Veja que podemos ler isso da seguinte maneira: para ter sucesso, é preciso saber reconhecer e manter sob controle as próprias emoções (em especial as que podem gerar conflitos), e é preciso manejar as relações com os outros, a partir do entendimento de que também os outros têm emoções, para desenvolver relacionamentos livres de conflitos, que seriam o modelo ideal de bom relacionamento.

Bom, abstraindo toda essa articulação teórica que se faz, é de conhecimento geral que essa expressão está bem difundida, especialmente no meio corporativo. É fácil perceber que, a partir dela, Muita coisa estranha pode acontecer.

Uma mulher em um relacionamento abusivo pode ser questionada, ao denunciar seu abusador, sobre se está se comunicando efetivamente para colocar seus limites, se tornando responsável pelo abuso que sofre.

Um trabalhador oprimido é responsabilizado por seus rompantes ou sua falta de motivação no ambiente de trabalho, por supostamente não ter conhecimento profundo nem capacidade de gerir suas próprias emoções.

Uma pessoa racializada, um preto ou um indígena por exemplo, é criticada pela resposta agressiva que dá às violências que sofre no seu dia-a-dia, já que nessa perspectiva não tem inteligência emocional suficiente para evitar conflitos.

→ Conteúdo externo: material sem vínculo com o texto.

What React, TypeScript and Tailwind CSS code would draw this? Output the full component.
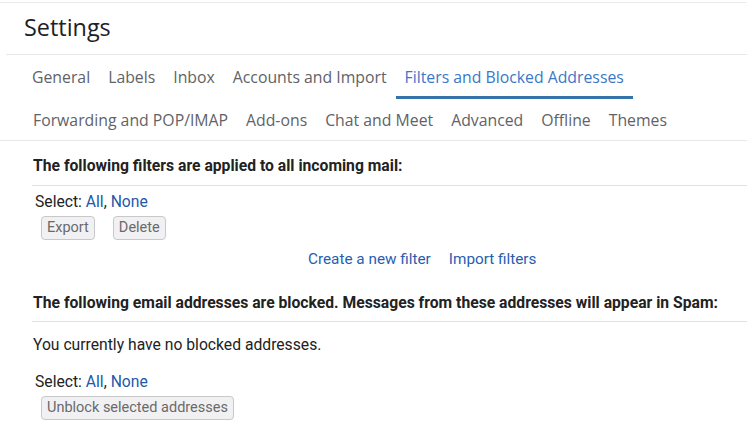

Está bom de exemplos. A ideia de que podemos ou devemos aprender a “controlar” nossas emoções, e que conflitos e relacionamentos sociais ruins têm relação com a falta desse coloca muita ênfase na responsabilização do indivíduo, e desencoraja possíveis críticas às condições em que se estabelecem essas relações, ou em que surgem esses conflitos. Estejamos muito atentos ao manejar conceitos, mesmo os que se produzem a partir de lugares de saber científico, como a psicologia.

Não há ciência, especialmente ciência humana, sem visão e ideal de mundo por trás, e é preciso sempre questionar de que lugar parte um conceito e aonde ele pretende chegar.